Segundo, si hay quienes han criticado la carta de Viganò por expresar una desmesurada desconfianza y falta de respeto al papa Francisco, desgraciadamente la carta de Ouellet también se pasa de servil y hasta incurre en papolatría. Socava su credibilidad cuando dice que el Santo Padre es un auténtico Mesías que se ha esforzado desinteresadamente y con pureza angelical por servir al Reino de Dios: «Un pastor insigne, un padre compasivo y firme, un carisma profético para la Iglesia y el mundo».

Por supuesto que queremos seguir en comunión con el sucesor de San Pedro. Y en la carta de Viganò no hay nada que indique que repudie a dicho sucesor ni que desee cortar la comunión con él. Pero, ¿es que quieren que nos postremos de rodillas y lamamos las botas del pescador? Ouellet tira piedras a su propio tejado haciendo ver que, para él, el Papa no puede hacer nada malo (al menos nada grave) sino que, al contrario, es el profeta que nos ha dado Dios para nuestros tiempos. Ojalá fuera así, pero no se puede dar por sentado como si fuera una especie de axioma geométrico.
En este sentido, nos deja estupefactos que Ouellet afirme que su «su interpretación de Amoris laetitia» –o sea, una interpretación que facilita la administración de la comunión a quienes viven objetivamente en adulterio, contraviniendo la ley de Dios– «se inscribe en esta fidelidad a la tradición viva, de la que Francisco nos ha dado ejemplo con la reciente modificación del Catecismo de la Iglesia sobre la cuestión de la pena de muerte».
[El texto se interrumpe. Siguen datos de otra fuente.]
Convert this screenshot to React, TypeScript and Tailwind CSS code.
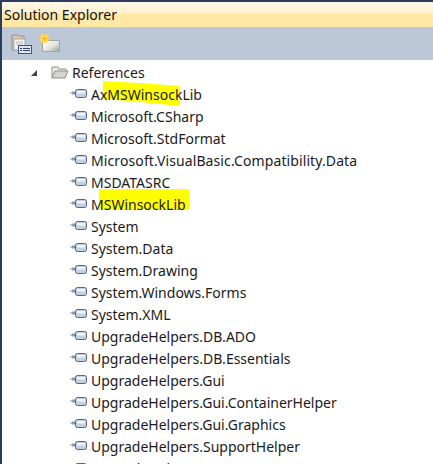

Una vez más, Eminencia, y con el debido respeto, nadie puede dispensar a los católicos de la grave obligación que tienen ante Dios de atenerse a la Tradición establecida y fijada de la Iglesia, no digamos ya las Sagradas Escrituras y el Magisterio ordinario universal, todos los cuales miden, acotan y regulan la llamada tradición viva; ya se trate del divorciarse y volverse a casar, la legitimidad de la pena de muerte o cualquier otra cuestión. La expresión «reforma misionera», cargada de implicaciones, en la última frase de Ouellet es otra señal de que su pensamiento va por el lado de la hermenéutica de la ruptura y la discontinuidad. A los católicos alarmados por las novedades de este pontificado, afirmaciones tan generalizadoras no nos van a motivar a desechar mansamente nuestras objeciones.
Y tercero, en la carta de Ouellet falta curiosamente, y se podría decir que de un modo siniestro, una admisión verdaderamente creíble de los atroces daños perpetrados en la Iglesia por McCarrick y otros de su calaña. Afirma:
¿Cómo es posible que este hombre de Iglesia, cuya incoherencia se conoce hoy, haya sido promovido varias veces hasta ocupar las muy altas funciones de arzobispo de Washington y de cardenal? Yo mismo estoy muy sorprendido de esto, y reconozco fallos en el proceso de selección que se ha llevado a cabo en su caso.
«Incoherencia» es una palabra tan taimada como inadmisible. ¿Y por qué no llamarlo «conducta maliciosa»? Dice estar «muy sorprendido». Lo desafío a mirar a la cara a una víctima de abusos y decirle: «Estoy muy sorprendo de que le haya pasado algo así. Algo habrá fallado en el proceso de selección». Un discurso algo más sincero habría contribuido mucho a proporcionarle a Ouellet una base en que apoyarse, pero está tan resuelto a aplastar a Viganò que se olvida de la gravedad de los asuntos por los que, para empezar, está indignado Viganò.

Hablando en plata: nadie que lea la carta de Ouellet puede creer que a ese hombre le preocupa el alcance de la corrupción moral homosexual en la jerarquía, que la reconozca y vea sus consecuencias en la crisis, ni que él o sus asociados en el Vaticano tengan intención de erradicarla. Por el contrario, si se lee entre líneas se tiene la impresión de que el único que ha hecho algo muy grave es el propio Viganò.
Como señaló Edward Pentin, en ningún momento se refiere Ouellet en su carta a Viganò como obispo. El Prefecto llega a instarlo a «volver a encontrar la comunión» con el Papa. Con eso da a entender que a Viganò ya lo han despojado de su dignidad episcopal y excomulgado, o están a punto de hacerlo. Teniendo en cuenta que rara vez se administran sanciones tan severas, ni siquiera a prelados que han incurrido en una monstruosa corrupción moral, el mensaje que se transmite es que no puede haber delito más grave que el de enfrentarse al Papa Dictador.
En total, el cardenal Ouellet ha conseguido dos cosas con su carta. En primer lugar, ha proporcionado a los católicos progresistas y conservadores la excusa ideal para desacreditar y desestimar el testimonio de Viganò. Por consiguiente, todo lo que éste diga de cierto encontrará más dificultades para ser aceptado e impulsar unas reformas que ya se hacen esperar. En segundo lugar, y paradójicamente, habrá reforzado la convicción de muchos de que precisamente ha sido una adulación ciega de los jerarcas de la Iglesia lo que nos ha metido en la boca del lobo de la actual crisis de los abusos.